** Start SUPPLIED DATA **

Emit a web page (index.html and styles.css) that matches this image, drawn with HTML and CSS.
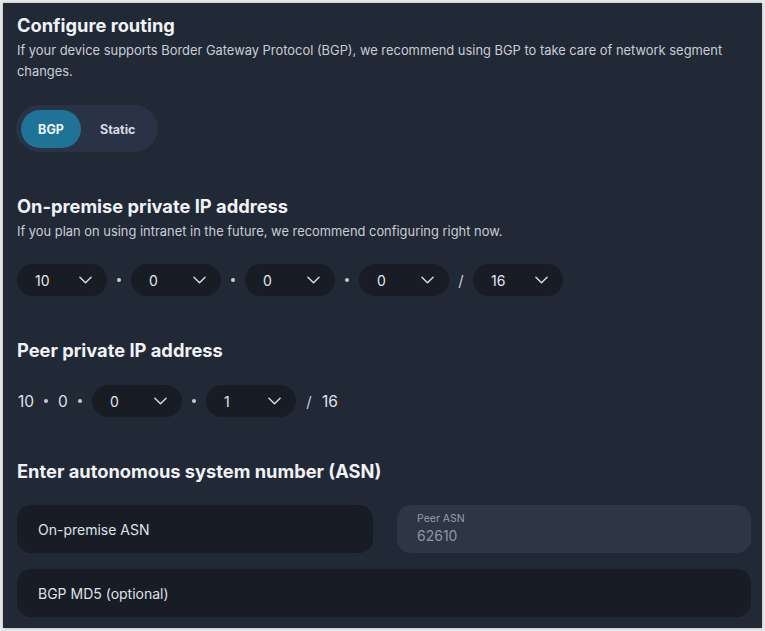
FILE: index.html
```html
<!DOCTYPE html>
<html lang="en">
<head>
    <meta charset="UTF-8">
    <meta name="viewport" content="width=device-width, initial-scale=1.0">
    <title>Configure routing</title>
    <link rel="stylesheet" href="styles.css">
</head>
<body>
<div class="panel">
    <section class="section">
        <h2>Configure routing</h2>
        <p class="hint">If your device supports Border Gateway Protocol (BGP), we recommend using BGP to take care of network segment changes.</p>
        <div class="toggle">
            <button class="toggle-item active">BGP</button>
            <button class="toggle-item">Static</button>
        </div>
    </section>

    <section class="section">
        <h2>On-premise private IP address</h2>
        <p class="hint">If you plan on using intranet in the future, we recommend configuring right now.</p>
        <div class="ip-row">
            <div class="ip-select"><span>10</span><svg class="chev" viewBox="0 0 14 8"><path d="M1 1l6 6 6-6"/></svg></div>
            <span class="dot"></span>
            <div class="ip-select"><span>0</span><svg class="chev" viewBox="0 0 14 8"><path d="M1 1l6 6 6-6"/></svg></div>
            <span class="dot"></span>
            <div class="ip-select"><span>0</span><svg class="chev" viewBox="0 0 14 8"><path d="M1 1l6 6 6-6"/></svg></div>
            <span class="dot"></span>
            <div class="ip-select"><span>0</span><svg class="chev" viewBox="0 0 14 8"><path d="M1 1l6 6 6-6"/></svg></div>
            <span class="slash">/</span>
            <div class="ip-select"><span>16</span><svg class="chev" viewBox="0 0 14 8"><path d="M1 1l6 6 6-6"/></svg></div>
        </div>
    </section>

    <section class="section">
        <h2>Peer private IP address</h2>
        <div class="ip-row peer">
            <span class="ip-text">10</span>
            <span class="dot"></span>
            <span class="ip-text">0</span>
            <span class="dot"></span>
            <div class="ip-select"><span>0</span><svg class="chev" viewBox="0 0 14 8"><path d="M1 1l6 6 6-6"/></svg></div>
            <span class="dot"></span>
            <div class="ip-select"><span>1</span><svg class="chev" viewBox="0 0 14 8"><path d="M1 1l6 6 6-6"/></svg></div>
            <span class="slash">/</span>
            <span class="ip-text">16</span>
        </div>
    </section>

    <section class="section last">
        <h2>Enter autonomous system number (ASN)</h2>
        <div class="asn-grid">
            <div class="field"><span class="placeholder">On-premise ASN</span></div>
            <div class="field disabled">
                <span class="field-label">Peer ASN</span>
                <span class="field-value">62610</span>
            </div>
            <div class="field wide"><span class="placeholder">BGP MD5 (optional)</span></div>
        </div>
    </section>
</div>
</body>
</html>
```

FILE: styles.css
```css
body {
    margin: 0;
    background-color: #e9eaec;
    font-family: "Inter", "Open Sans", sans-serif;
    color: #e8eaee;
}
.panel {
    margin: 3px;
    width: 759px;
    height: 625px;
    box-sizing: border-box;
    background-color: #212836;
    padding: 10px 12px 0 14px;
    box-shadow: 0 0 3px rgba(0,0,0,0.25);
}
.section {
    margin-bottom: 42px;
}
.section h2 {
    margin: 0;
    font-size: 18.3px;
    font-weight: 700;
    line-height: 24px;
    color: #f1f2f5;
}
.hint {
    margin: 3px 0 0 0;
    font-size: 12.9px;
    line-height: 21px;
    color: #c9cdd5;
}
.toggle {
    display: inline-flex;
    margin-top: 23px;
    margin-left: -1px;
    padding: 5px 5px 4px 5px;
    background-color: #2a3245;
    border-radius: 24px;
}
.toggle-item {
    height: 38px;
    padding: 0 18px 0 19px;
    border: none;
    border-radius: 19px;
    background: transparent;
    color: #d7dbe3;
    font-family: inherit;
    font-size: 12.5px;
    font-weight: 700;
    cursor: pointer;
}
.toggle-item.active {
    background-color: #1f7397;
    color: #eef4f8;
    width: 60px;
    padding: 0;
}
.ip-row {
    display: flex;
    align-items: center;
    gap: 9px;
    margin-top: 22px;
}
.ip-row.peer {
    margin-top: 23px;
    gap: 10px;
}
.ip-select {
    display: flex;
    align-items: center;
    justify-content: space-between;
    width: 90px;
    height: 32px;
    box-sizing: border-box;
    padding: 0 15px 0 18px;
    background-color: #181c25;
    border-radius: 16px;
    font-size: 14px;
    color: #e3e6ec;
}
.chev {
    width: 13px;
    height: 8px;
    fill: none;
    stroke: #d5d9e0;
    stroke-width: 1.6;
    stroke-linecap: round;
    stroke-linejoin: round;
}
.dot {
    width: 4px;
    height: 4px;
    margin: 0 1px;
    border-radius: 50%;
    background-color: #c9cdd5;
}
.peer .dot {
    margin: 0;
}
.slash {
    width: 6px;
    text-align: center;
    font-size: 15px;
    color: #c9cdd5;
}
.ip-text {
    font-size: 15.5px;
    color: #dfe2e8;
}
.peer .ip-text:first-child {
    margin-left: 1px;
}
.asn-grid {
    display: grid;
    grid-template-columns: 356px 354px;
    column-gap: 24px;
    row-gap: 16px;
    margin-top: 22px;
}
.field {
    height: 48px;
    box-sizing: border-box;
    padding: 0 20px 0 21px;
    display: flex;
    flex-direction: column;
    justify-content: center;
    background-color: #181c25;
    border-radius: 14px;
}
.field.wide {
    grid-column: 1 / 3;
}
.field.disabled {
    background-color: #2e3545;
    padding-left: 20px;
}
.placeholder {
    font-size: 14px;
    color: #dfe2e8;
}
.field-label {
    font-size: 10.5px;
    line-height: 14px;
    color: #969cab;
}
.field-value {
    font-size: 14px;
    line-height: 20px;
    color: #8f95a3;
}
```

** End SUPPLIED DATA **
** Start SUPPLIED DATA **

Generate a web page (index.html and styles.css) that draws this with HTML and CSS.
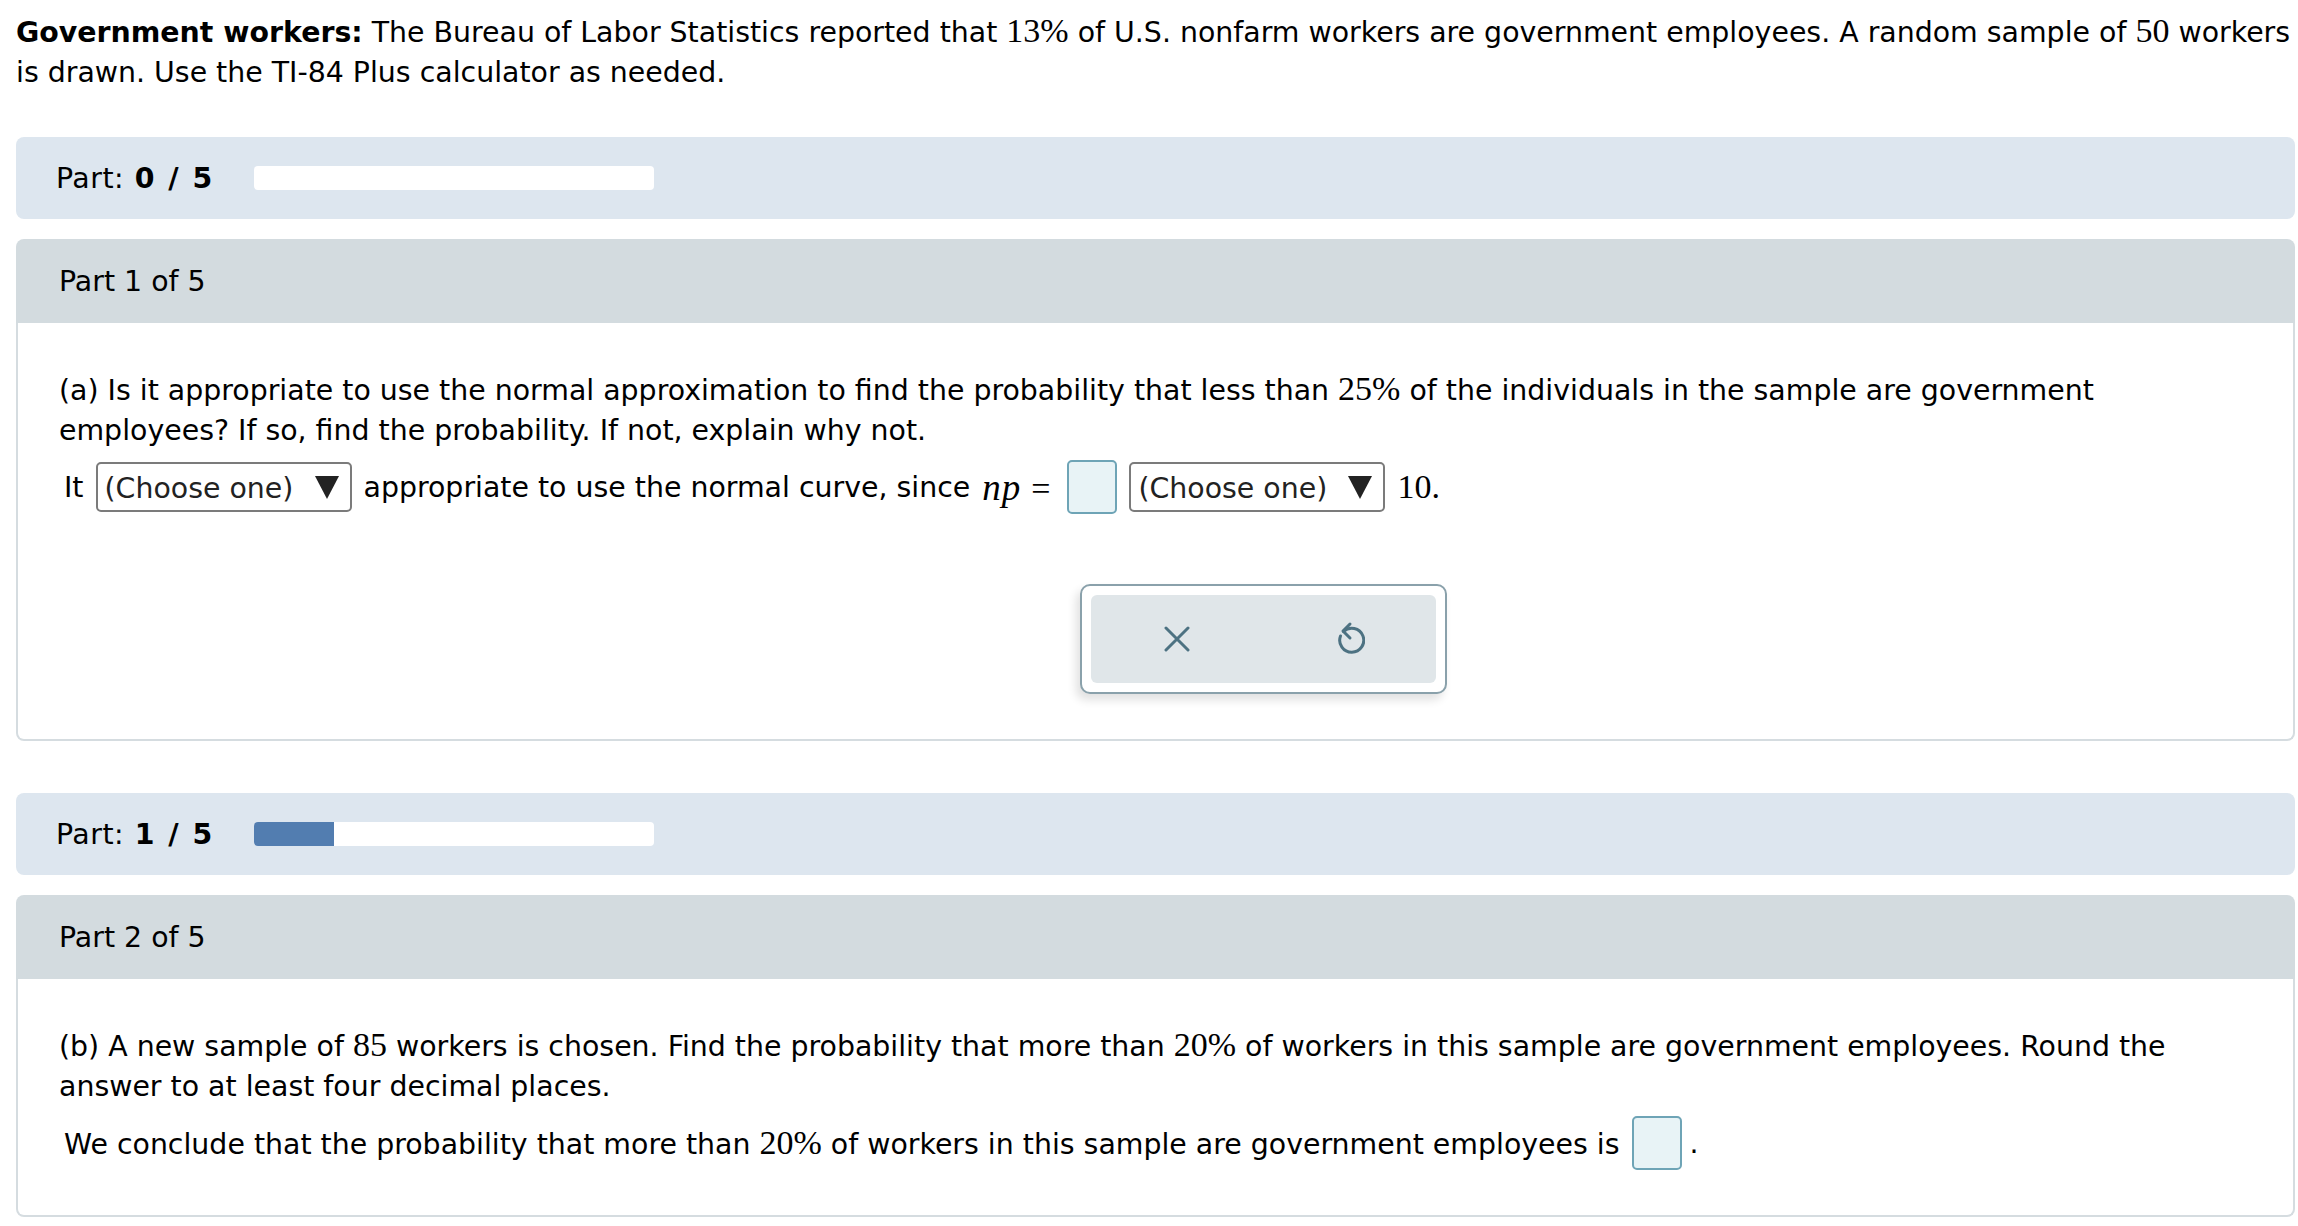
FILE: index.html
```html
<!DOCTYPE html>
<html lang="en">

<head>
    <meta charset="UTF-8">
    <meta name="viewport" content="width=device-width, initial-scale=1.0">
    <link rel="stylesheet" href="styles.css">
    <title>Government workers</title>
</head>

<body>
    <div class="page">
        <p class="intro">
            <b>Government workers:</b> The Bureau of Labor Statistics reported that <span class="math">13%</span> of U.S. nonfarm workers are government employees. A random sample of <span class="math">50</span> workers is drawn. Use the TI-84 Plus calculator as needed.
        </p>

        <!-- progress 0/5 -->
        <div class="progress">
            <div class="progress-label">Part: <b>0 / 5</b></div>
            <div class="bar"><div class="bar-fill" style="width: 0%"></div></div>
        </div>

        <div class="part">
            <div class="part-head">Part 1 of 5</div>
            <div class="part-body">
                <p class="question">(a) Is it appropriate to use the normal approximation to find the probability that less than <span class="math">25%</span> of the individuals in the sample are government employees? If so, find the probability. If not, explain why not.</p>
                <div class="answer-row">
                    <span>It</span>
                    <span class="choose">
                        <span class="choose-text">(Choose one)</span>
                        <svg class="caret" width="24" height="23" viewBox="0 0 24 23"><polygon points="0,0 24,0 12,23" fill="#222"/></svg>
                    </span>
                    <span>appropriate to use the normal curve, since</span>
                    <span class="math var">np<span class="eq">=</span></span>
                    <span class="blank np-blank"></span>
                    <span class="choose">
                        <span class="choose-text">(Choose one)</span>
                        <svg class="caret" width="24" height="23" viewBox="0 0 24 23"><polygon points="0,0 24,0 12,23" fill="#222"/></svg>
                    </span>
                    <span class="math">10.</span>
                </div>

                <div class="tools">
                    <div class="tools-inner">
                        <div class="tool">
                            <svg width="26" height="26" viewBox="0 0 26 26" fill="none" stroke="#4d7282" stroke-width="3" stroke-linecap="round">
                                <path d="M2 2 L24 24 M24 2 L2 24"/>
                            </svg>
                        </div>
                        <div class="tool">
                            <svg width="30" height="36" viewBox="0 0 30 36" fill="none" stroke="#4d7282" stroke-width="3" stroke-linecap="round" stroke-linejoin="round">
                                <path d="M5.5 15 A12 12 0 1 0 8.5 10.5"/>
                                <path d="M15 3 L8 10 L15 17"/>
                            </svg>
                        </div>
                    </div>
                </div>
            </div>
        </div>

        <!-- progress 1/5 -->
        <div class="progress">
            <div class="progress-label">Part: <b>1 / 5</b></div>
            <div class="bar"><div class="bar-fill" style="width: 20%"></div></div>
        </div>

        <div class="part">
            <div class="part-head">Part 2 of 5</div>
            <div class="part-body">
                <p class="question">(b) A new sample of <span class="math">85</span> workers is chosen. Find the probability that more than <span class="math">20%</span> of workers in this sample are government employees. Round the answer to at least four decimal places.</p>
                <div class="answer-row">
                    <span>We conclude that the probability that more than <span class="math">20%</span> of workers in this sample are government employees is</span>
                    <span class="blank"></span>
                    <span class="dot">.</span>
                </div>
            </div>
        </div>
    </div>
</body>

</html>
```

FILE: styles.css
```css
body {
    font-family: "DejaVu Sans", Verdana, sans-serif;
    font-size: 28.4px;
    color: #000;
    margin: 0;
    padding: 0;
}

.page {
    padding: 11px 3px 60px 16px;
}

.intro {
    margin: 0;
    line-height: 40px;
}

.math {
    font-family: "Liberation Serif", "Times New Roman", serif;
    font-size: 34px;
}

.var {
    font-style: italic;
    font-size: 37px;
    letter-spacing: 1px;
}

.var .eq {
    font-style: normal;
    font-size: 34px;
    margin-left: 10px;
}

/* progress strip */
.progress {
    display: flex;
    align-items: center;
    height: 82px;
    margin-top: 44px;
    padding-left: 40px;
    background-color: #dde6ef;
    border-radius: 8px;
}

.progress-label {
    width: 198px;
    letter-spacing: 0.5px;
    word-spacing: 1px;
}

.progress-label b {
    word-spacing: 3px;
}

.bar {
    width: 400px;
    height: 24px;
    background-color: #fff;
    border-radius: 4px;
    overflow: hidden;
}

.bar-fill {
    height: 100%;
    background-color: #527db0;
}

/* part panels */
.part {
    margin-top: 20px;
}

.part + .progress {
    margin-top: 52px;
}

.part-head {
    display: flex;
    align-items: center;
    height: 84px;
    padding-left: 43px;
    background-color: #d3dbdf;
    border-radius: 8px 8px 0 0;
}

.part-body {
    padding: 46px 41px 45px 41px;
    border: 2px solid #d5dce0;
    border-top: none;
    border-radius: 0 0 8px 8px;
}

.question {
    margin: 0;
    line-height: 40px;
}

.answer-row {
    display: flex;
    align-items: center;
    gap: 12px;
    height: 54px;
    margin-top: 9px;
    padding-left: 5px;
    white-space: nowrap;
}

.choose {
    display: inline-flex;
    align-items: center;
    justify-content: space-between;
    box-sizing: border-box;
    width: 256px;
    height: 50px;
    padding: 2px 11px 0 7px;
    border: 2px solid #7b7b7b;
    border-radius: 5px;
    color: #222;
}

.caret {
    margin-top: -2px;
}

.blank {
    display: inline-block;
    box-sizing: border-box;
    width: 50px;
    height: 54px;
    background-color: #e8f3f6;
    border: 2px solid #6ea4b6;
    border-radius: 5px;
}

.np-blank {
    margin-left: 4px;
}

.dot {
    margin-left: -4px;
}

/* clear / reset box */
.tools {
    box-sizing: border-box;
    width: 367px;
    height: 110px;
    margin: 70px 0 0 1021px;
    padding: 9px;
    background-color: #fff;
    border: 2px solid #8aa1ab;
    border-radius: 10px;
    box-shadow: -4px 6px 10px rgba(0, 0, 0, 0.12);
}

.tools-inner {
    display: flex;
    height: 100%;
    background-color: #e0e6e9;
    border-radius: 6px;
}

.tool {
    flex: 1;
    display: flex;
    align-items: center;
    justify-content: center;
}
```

** End SUPPLIED DATA **

EXERCISE AIM: Write only the number of lines in the data above that include "page".

TASK SOLUTION: 4